Once you’ve decided you need to divide up the chores in this way, how should you decide who does what? One option would be randomly assigning tasks; another would be having each person do some of everything. One spousal-advice website I read suggested you should divide tasks based on which ones you like the best. None of these are quite right. (In the last case, how would anyone ever end up with the job of cleaning the bathroom?)

To decide who does what, we need more economics. Specifically, the principle of comparative advantage. Economists usually talk about this in the context of trade. Imagine Finland is better than Sweden at making both reindeer hats and snowshoes. But they are much, much better at the hats and only a little better at the snowshoes. The overall world production is maximized when Finland makes hats and Sweden makes snowshoes.

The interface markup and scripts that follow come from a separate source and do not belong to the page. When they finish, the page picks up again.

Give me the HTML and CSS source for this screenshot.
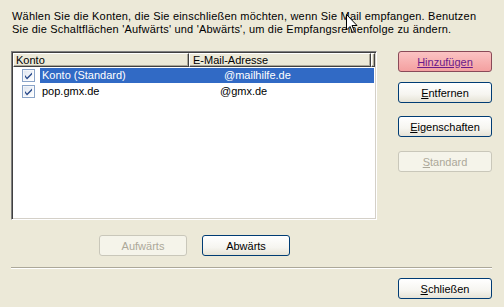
FILE: index.html
```html
<!DOCTYPE html>
<html>
<head>
<meta charset="utf-8">
<link rel="stylesheet" href="styles.css">
</head>
<body>
<div class="dialog">
  <p class="intro">Wählen Sie die Konten, die Sie einschließen möchten, wenn Sie Mail empfangen. Benutzen<br>Sie die Schaltflächen 'Aufwärts' und 'Abwärts', um die Empfangsreihenfolge zu ändern.</p>
  <div class="main">
    <div class="left">
      <div class="list">
        <div class="header">
          <div class="hcell c1">Konto</div>
          <div class="hcell c2">E-Mail-Adresse</div>
          <div class="hcell c3"></div>
        </div>
        <div class="row">
          <span class="chk"><svg width="13" height="13" viewBox="0 0 13 13"><defs><linearGradient id="g" x1="0" y1="0" x2="1" y2="1"><stop offset="0" stop-color="#dfe6f0"/><stop offset="1" stop-color="#fff"/></linearGradient></defs><rect x="0.5" y="0.5" width="12" height="12" fill="#fff" stroke="#8aa4c8"/><rect x="1.5" y="1.5" width="10" height="10" fill="url(#g)"/><path d="M3 6 L5 8.5 L10 3.5 L10 5.5 L5 10.5 L3 8 Z" fill="#2a4a8a"/></svg></span>
          <span class="sel"><span class="name">Konto (Standard)</span><span class="mail m1">@mailhilfe.de</span></span>
        </div>
        <div class="row">
          <span class="chk"><svg width="13" height="13" viewBox="0 0 13 13"><rect x="0.5" y="0.5" width="12" height="12" fill="#fff" stroke="#8aa4c8"/><rect x="1.5" y="1.5" width="10" height="10" fill="url(#g)"/><path d="M3 6 L5 8.5 L10 3.5 L10 5.5 L5 10.5 L3 8 Z" fill="#2a4a8a"/></svg></span>
          <span class="plain"><span class="name">pop.gmx.de</span><span class="mail m2">@gmx.de</span></span>
        </div>
      </div>
      <div class="updown">
        <button class="btn disabled">Aufwärts</button>
        <button class="btn">Abwärts</button>
      </div>
    </div>
    <div class="side">
      <button class="btn hot b1"><u>Hinzufügen</u></button>
      <button class="btn b2"><u>E</u>ntfernen</button>
      <button class="btn b3"><u>E</u>igenschaften</button>
      <button class="btn disabled b4"><u>S</u>tandard</button>
    </div>
  </div>
  <div class="sep"></div>
  <div class="footer">
    <button class="btn"><u>S</u>chließen</button>
  </div>
  <svg class="cursor" width="12" height="20" viewBox="0 0 12 20"><path d="M0.5 0.5 L0.5 16 L4 12.5 L6.5 18.5 L8.5 17.5 L6 11.5 L11 11.5 Z" fill="#fff" stroke="#000" stroke-width="1"/></svg>
</div>
</body>
</html>
```
FILE: styles.css
```css
html, body {
  margin: 0;
  padding: 0;
}
body {
  background: #ECE9D8;
  font-family: "Liberation Sans", Arial, sans-serif;
  font-size: 11px;
  color: #000;
  width: 504px;
  height: 307px;
  overflow: hidden;
}
.dialog {
  position: relative;
  width: 504px;
  height: 307px;
  box-sizing: border-box;
  padding: 10px 12px 0 11px;
}
.intro {
  margin: 0 0 0 1px;
  line-height: 13px;
  height: 26px;
  white-space: nowrap;
  letter-spacing: 0.2px;
}
.main {
  display: flex;
  margin-top: 15px;
}
.left {
  width: 366px;
}
.list {
  width: 366px;
  height: 169px;
  box-sizing: border-box;
  background: #fff;
  border-top: 1px solid #808080;
  border-left: 1px solid #808080;
  border-right: 1px solid #fff;
  border-bottom: 1px solid #fff;
  box-shadow: inset 1px 1px 0 #404040, inset -1px -1px 0 #d4d0c8;
  padding: 1px;
}
.header {
  display: flex;
  height: 14px;
  line-height: 14px;
}
.hcell {
  background: #ECE9D8;
  box-sizing: border-box;
  border-top: 1px solid #fff;
  border-left: 1px solid #fff;
  border-right: 1px solid #404040;
  border-bottom: 1px solid #404040;
  box-shadow: inset -1px -1px 0 #aca899;
  padding-left: 2px;
  line-height: 12px;
  white-space: nowrap;
}
.c1 { width: 178px; }
.c2 { width: 184px; padding-left: 3px; }
.c3 { flex: 1; }
.row {
  display: flex;
  align-items: center;
  height: 16px;
}
.row:first-of-type { margin-top: 1px; }
.chk {
  width: 13px;
  height: 13px;
  margin-left: 9px;
  margin-right: 5px;
  display: block;
}
.chk svg { display: block; }
.sel, .plain {
  flex: 1;
  display: flex;
  height: 15px;
  line-height: 15px;
  margin-right: 1px;
}
.sel {
  background: #316AC5;
  color: #fff;
}
.name {
  width: 182px;
  padding-left: 2px;
}
.m2 { margin-left: -4px; }
.updown {
  display: flex;
  gap: 15px;
  margin-top: 15px;
  margin-left: 88px;
}
.updown .btn { width: 88px; }
.side {
  display: flex;
  flex-direction: column;
  margin-left: 21px;
}
.btn {
  display: block;
  font-family: inherit;
  font-size: 11px;
  width: 94px;
  height: 21px;
  padding: 0;
  box-sizing: border-box;
  border: 1px solid #003C74;
  border-radius: 3px;
  background: linear-gradient(#fff 0%, #f6f5f0 60%, #e6e3d6 100%);
  color: #000;
  text-align: center;
}
.btn u { text-decoration: underline; }
.btn.hot {
  background: linear-gradient(#fbc3c3, #f4a0a0);
  border-color: #8a4a58;
  color: #6b1a8a;
}
.btn.disabled {
  border-color: #c9c7ba;
  background: #f5f4ea;
  color: #aca899;
}
.b2 { margin-top: 10px; }
.b3 { margin-top: 13px; }
.b4 { margin-top: 14px; }
.sep {
  margin-top: 11px;
  width: 481px;
  height: 0;
  border-top: 1px solid #aca899;
  border-bottom: 1px solid #fff;
}
.footer {
  display: flex;
  justify-content: flex-end;
  margin-top: 9px;
}
.cursor {
  position: absolute;
  left: 346px;
  top: 14px;
}
```
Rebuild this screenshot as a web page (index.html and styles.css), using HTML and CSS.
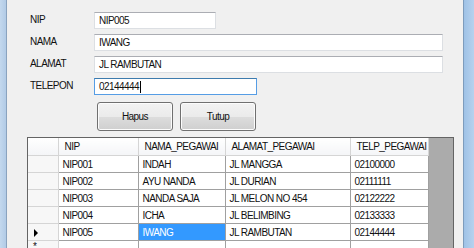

We say that Finland has an absolute advantage in both things but a comparative advantage only in hats. This principle is part of the reason economists value free trade, but that’s for another column (and probably another author). But it’s also a guideline for how to trade tasks in your house. You want to assign each person the tasks on which he or she has a comparative advantage. It doesn’t matter that you have an absolute advantage in everything. If you are much, much better at the laundry and only a little better at cleaning the toilet, you should do the laundry and have your spouse get out the scrub brush. Just explain that it’s efficient!

In our case, it was easy. Other than using the grill—which I freely admit is the husband domain—I’m much, much better at cooking. And I was only moderately better at the dishes. So he got the job of cleaning up after meals, even though his dishwasher loading habits had already come under scrutiny. The good news is another economic principle I hadn’t even counted on was soon in play: learning by doing. As people do a task, they improve at it. Eighteen months into this new arrangement the dishwasher is almost a work of art: neat rows of dishes and everything carefully screened for “top-rack only” status. I, meanwhile, am forbidden from getting near the dishwasher. Apparently, there is a risk that I’ll “ruin it.”